Message Recovery Attack in NTRU via Knapsack
Eirini Poimenidou, K. A. Draziotis
TL;DR
This work presents a practical message-recovery attack on NTRU-HPS that leverages partial leakage of the plaintext and nonce, converting decryption into a modular knapsack instance $ISIS_q$ and then into a shortest-vector problem (SVP) on a tailored lattice. By applying the FLATTER lattice-reduction algorithm, the authors recover the nonce $\mathbf{r}$ and thus the message $\mathbf{m}$ when roughly $\varepsilon \approx 0.45$ of the coefficients are known, with experimental success on commodity hardware. The attack is demonstrated for NTRU-HPS and HRSS variants, with a two-stage process and an alternative variant that reduces required leakage to about 40–45% by exploiting partial knowledge of both $\mathbf{m}$ and $\mathbf{r}$. The results underscore practical implications for parameter choices and side-channel defenses, and open avenues for extending the approach to other lattice-based schemes such as Kyber and Saber.
Abstract
In the present paper, we introduce a message-recovery attack based on the Modular Knapsack Problem, applicable to all variants of the NTRU-HPS cryptosystem.

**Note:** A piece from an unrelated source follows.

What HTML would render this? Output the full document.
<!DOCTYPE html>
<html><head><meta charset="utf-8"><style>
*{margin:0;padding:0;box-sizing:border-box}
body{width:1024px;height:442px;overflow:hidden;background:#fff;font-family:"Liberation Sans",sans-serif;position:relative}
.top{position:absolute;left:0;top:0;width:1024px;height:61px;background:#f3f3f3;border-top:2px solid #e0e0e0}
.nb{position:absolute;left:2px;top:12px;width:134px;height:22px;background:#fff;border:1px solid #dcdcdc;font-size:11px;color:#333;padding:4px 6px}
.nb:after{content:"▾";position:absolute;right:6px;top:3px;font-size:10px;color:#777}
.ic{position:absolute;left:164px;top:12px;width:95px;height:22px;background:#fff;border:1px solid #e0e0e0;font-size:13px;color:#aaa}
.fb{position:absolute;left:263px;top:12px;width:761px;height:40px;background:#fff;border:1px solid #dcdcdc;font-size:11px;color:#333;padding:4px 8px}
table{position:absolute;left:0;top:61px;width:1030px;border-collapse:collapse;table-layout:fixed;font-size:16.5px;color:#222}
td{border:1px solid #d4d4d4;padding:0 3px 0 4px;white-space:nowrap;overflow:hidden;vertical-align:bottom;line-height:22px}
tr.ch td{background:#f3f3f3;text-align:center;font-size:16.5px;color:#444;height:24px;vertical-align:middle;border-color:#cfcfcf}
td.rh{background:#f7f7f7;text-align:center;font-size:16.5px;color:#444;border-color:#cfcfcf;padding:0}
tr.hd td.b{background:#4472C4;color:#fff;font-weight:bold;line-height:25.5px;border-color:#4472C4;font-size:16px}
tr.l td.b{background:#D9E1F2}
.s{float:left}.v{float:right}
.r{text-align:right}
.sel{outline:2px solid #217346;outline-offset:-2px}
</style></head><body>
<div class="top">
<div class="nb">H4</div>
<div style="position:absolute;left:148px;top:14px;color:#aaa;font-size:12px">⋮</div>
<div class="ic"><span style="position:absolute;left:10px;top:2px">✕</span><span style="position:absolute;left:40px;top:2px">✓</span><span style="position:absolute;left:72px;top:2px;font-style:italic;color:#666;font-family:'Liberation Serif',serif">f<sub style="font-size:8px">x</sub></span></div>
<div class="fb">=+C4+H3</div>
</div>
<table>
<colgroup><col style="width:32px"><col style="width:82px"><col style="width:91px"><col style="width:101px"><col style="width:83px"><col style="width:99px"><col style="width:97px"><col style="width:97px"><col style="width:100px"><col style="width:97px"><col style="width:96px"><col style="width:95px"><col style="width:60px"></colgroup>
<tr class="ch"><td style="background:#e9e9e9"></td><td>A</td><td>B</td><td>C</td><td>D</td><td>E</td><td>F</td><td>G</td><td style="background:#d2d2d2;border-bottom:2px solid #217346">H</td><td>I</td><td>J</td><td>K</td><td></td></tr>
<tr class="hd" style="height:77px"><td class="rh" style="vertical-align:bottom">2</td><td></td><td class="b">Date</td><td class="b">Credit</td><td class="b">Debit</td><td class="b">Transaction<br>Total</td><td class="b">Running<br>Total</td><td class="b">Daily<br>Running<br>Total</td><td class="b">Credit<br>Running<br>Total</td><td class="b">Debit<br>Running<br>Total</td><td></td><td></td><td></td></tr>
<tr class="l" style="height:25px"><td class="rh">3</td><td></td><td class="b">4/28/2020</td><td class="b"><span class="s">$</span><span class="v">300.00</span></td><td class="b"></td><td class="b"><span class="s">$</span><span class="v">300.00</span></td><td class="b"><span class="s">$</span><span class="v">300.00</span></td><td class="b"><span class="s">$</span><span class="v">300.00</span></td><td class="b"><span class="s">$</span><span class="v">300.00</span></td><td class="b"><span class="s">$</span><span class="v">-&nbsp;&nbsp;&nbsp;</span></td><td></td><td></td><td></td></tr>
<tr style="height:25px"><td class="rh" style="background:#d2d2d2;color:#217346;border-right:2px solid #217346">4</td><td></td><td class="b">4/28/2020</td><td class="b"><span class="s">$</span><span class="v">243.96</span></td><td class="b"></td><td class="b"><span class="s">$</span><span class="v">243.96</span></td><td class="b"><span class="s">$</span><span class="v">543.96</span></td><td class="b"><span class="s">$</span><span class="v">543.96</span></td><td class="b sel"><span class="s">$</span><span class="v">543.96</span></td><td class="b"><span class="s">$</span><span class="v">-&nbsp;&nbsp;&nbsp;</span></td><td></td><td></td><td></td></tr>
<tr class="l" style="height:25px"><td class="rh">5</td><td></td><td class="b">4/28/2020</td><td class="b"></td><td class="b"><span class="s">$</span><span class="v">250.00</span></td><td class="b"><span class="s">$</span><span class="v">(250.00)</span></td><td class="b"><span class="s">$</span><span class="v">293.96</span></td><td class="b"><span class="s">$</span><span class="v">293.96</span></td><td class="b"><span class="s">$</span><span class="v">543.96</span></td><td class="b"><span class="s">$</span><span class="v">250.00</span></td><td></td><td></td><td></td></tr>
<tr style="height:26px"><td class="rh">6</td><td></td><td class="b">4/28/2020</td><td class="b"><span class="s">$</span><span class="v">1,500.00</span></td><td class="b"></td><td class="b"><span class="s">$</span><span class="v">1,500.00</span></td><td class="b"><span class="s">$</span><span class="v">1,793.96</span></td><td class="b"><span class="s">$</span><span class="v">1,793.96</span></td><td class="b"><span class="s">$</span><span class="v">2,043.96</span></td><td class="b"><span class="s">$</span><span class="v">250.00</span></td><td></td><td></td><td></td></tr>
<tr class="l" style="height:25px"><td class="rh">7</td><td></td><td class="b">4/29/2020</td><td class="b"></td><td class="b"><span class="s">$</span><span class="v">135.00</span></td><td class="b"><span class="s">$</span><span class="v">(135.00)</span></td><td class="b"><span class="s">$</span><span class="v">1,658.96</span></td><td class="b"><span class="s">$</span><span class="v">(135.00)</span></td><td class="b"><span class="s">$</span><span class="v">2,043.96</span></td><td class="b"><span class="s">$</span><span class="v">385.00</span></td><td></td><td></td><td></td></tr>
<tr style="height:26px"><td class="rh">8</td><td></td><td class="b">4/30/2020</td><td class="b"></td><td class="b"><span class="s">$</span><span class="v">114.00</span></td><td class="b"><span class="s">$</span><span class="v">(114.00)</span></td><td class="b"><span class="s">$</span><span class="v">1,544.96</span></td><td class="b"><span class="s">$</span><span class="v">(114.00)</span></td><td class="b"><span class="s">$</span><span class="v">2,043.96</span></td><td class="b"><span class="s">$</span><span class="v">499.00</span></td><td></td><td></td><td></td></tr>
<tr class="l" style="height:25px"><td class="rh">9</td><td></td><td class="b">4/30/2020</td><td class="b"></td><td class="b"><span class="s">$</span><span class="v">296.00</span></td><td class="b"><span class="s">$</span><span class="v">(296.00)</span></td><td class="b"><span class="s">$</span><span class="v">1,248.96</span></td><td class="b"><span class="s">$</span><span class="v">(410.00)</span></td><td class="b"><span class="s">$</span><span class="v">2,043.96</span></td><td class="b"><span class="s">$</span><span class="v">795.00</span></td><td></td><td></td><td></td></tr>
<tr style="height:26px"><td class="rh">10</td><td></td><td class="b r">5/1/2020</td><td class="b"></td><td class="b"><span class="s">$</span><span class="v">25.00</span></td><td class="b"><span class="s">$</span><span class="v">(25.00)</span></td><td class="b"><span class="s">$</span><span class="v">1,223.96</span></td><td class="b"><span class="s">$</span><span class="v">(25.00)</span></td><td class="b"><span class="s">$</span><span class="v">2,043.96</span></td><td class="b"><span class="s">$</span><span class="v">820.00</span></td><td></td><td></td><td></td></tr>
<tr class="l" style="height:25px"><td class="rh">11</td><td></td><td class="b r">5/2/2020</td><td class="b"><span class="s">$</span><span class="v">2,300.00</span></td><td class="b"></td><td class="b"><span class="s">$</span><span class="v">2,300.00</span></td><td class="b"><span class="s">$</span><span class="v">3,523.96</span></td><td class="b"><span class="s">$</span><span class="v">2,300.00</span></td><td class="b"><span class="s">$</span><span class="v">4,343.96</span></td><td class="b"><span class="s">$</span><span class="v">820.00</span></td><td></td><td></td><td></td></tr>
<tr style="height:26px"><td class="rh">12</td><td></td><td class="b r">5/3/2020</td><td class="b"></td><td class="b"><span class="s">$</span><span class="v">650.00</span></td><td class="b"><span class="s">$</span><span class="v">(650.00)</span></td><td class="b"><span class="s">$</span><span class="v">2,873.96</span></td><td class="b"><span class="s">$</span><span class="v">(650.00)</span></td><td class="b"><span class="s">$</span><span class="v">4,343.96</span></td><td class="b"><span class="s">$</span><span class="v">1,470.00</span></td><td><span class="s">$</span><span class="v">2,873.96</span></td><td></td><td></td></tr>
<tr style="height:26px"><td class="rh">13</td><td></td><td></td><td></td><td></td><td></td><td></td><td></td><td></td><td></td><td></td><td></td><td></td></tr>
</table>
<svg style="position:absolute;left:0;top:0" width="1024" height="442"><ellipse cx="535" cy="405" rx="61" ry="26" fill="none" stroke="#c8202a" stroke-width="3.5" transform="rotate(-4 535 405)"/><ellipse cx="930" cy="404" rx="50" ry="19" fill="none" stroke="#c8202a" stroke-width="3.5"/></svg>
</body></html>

Assuming that a fraction $ε$ of the coefficients of the message ${\bf{m}}\in\{-1,0,1\}^N$ and of the nonce vector ${\bf r}\in\{-1,0,1\}^N$ are known in advance at random positions, we reduce message decryption to finding a short vector in a lattice that encodes an instance of a modular knapsack system. This allows us to address a key question: how much information about ${\bf m}$, or about the pair $({\bf m},{\bf r})$, is required before recovery becomes feasible? A FLATTER reduction successfully recovers the message, in practice when $ε\approx 0.45$. Our implementation finds ${\bf m}$ within a few minutes on a commodity desktop.